Robert Schumann, cependant, aima ses enfants, il leur dédia des pièces musicales délicates, il s’émerveilla, avant que la folie ne le condamne à l’asile, de les voir vivre et grandir autour de lui. Comme l’écrit Nicolas Cavaillès, dans un style à la fois lyrique et précis qui rend justice aussi bien au romantisme du musicien qu’à la nécessaire rigueur du compositeur, « quand (…) il sombrait dans un vertige d’effroi si intense que tout en devenait irréel, les enfants, dans leur prodigieuse énergie et leur innocence, constituaient la dernière réalité à quoi s’accrocher ».
Serait-ce pour demeurer ce contrepoids indispensable à l’équilibre d’un père précocement menacé par la démence que la plupart de ses enfants se condamnèrent à une existence médiocre, effacée, confinée ? Même Marie et Elise, bonnes pianistes, ne firent, semble-t-il, qu’effleurer la musique du bout des doigts. Et Félix, aspirant poète vite découragé par sa mère, n’eut d’autre choix que de mourir à 25 ans : « Son errance de tuberculeux dans la grande beauté italienne ou dans l’isolement éthéré des sanatoriums constitua le sommet de sa destinée romantique. » C’est peu de dire que tout ne fut pas que musique dans la vie des Schumann : « Seize mois perdus dans un chaos de bruit sourd et un silence angoissant », voilà même à quoi se résumera l’existence d’Émile, quatrième enfant de la fratrie.
Quelques-uns de ses membres pourtant se distinguent : Julie en particulier, diaphane héroïne romantique, un temps aimée de Brahms et qui convola finalement avec un comte italien, avant tout sans doute pour respirer plus largement, malgré ses poumons de phtisique, hors de l’ambiance familiale. Loin surtout de Clara, qui « ne perçut peut-être jamais les enfants que comme des adultes de petite taille », et balançait entre le besoin de les asservir et la tentation de se débarrasser d’eux en les confiant à des pensionnats ou à des proches qui ne le soient pas trop. Marie, l’aînée, demeura toute sa vie auprès d’elle et l’assista dans ses tâches, tout à la fois aide ménagère et secrétaire.
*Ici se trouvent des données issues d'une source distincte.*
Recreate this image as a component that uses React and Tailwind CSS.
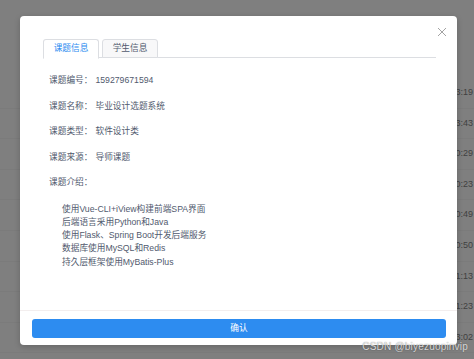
import React from "react";

const bgRows = ["3:19", "3:43", "0:29", "0:23", "0:49", "0:50", "1:13", "1:23", "3:02"];

const intro = [
  "使用Vue-CLI+iView构建前端SPA界面",
  "后端语言采用Python和Java",
  "使用Flask、Spring Boot开发后端服务",
  "数据库使用MySQL和Redis",
  "持久层框架使用MyBatis-Plus",
];

const rows = [
  ["课题编号：", "159279671594"],
  ["课题名称：", "毕业设计选题系统"],
  ["课题类型：", "软件设计类"],
  ["课题来源：", "导师课题"],
  ["课题介绍：", ""],
];

export default function App() {
  return (
    <div
      className="relative w-[474px] h-[359px] overflow-hidden bg-[#7f7f7f]"
      style={{ fontFamily: '"Liberation Sans", "Noto Sans CJK SC", sans-serif' }}
    >
      {/* background table (under mask) */}
      <div className="flex flex-col pt-[78px]">
        {bgRows.map((t, i) => (
          <div key={i} className="h-[30.6px] flex items-center justify-end border-b border-[#7b7b7b] pr-[1px]">
            <span className="text-[9px] text-[#3f3f3f]">{t}</span>
          </div>
        ))}
      </div>

      {/* modal */}
      <div className="absolute left-[20px] top-[16px] w-[437px] h-[329px] bg-white rounded-[4px] shadow-[0_2px_6px_rgba(0,0,0,0.2)] flex flex-col text-[#515a6e]">
        <button className="absolute right-[10px] top-[11px] w-[10px] h-[10px] flex items-center justify-center">
          <svg width="10" height="10" viewBox="0 0 10 10">
            <path d="M1 1 L9 9 M9 1 L1 9" stroke="#999" strokeWidth="0.9" />
          </svg>
        </button>

        <div className="pl-[23px] pr-[21px] pt-[23px]">
          <div className="flex gap-[3px] border-b border-[#dcdee2] h-[19px]">
            <div className="w-[56px] h-[20px] -mb-px flex items-center justify-center border border-[#dcdee2] border-b-white bg-white rounded-t-[3px] text-[#2d8cf0] text-[8.7px]">
              课题信息
            </div>
            <div className="w-[56px] h-[19px] flex items-center justify-center border border-[#dcdee2] bg-[#f8f8f9] rounded-t-[3px] text-[#515a6e] text-[8.7px]">
              学生信息
            </div>
          </div>
        </div>

        <div className="pl-[29px] mt-[10px] flex flex-col text-[8.7px]">
          {rows.map(([l, v], i) => (
            <div key={i} className="h-[25.5px] flex items-center">
              <span>{l}</span>
              <span className="ml-[3px]">{v}</span>
            </div>
          ))}
          <div className="pl-[13px] mt-[7px] flex flex-col leading-[13.25px]">
            {intro.map((t, i) => (
              <div key={i}>{t}</div>
            ))}
          </div>
        </div>

        <div className="mt-auto border-t border-[#f3eeee] pt-[8px] pb-[7px] px-[11px] pl-[12px]">
          <div className="h-[19px] w-full rounded-[3px] bg-[#2d8cf0] flex items-center justify-center text-white text-[8.7px]">
            确认
          </div>
        </div>
      </div>

      {/* watermark */}
      <div className="absolute right-[6px] bottom-[5px] text-[10px] text-white/80 tracking-[0.2px] [text-shadow:0_0_1px_rgba(0,0,0,0.6)]">
        CSDN @biyezuopinvip
      </div>
    </div>
  );
}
Les enfants s’entendirent tous pour élever « la folie de Robert au statut de tabou familial » à la suite de leur mère ; celle-ci transcrivit certaines pièces de l’auteur des Scènes d’enfants avec un souci de simplification que Nicolas Cavaillès tient pour « une forme de censure de l’hybris souvent chaotique du compositeur ».
Portrait en creux de Schumann lui-même dont toutes ces ombres accusent le relief tourmenté, ce beau récit célèbre aussi la musique quand elle n’était pas encore une « arme d’abrutissement de masse » mais ne « s’adressait qu’aux solitudes ».